Publication information |
Source: Rotarian Source type: magazine Document type: public address Document title: “The Presidency: Its Possibilities, Limitations and Responsibilities” Author(s): Taft, William Howard Date of publication: March 1917 Volume number: 10 Issue number: 3 Pagination: 199-204, 244, 246, 248, 250, 252 (excerpt below includes only page 252) |
Citation |
Taft, William Howard. “The Presidency: Its Possibilities, Limitations and Responsibilities.” Rotarian Mar. 1917 v10n3: pp. 199-204, 244, 246, 248, 250, 252. |
Transcription |
excerpt |
Keywords |
William Howard Taft (public statements); presidents (protection); Secret Service; McKinley assassination (personal response). |
Named persons |
none. |
Notes |
The item below “is a transcript of an address delivered by Mr. Taft
at a joint meeting of the Rotary club and the Advertising club in Cleveland;
it was forwarded for use in The Rotarian by the Cleveland Rotary Club,
by permission of Mr. Taft after the speaker had corrected the transcript”
(p. 199).
From page 199: By William Howard Taft, President of the United States of America, 1908-1912. |
Document |
The Presidency: Its Possibilities, Limitations and Responsibilities [excerpt]
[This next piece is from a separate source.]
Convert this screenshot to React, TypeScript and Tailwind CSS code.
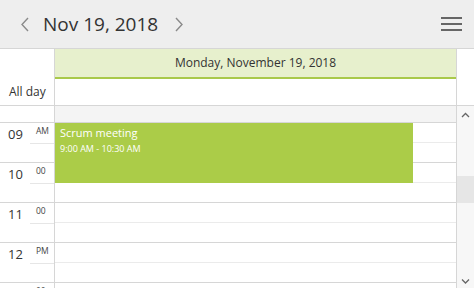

There is one other item of a personal
character I would like to speak of, and that is the necessity of having secret
service men following the President. Congress has said it is a necessity, and
the assassination of three Presidents doubtless justifies them; but it is not
always pleasant to have two or three men dogging your steps, following you everywhere,
so that even as you slip out of the White House and get away for a little while,
especially if you are not a rapid walker, you hear steps behind you and you
find your guardians on duty. They are gentlemen. They know how to conduct themselves,
and they are very useful if the President comes in contact with a crowd. They,
of course, could not succeed in keeping a man away who is determined to kill
the President, if he is willing to give up his own life, but they do serve the
most useful purpose of keeping away those whose minds are affected. The President
never comes into any community where he is not in the habit of living that the
wheels do not begin to buzz in the brains of those who have wheels. That makes
it essential there should be somebody at hand.
I speak with caution, but I feel that if the rules
which now obtain and the care that now obtains with respect to the Presidency
had been in force at the time of the tragedy at Buffalo it could not have occurred.
That assassin had a revolver in his pocket under a handkerchief. Under the rules
that now obtain, he would not have gotten within fifty feet of the President
before somebody’s fingers would have been inside that pocket to see what was
in his hand.
This, however, is one of those presidential burdens
that the President must bear which has never brought about a resignation as
yet, and is not likely to. Still you do have a feeling before you get thru [sic]
that instead of being protected you are being watched.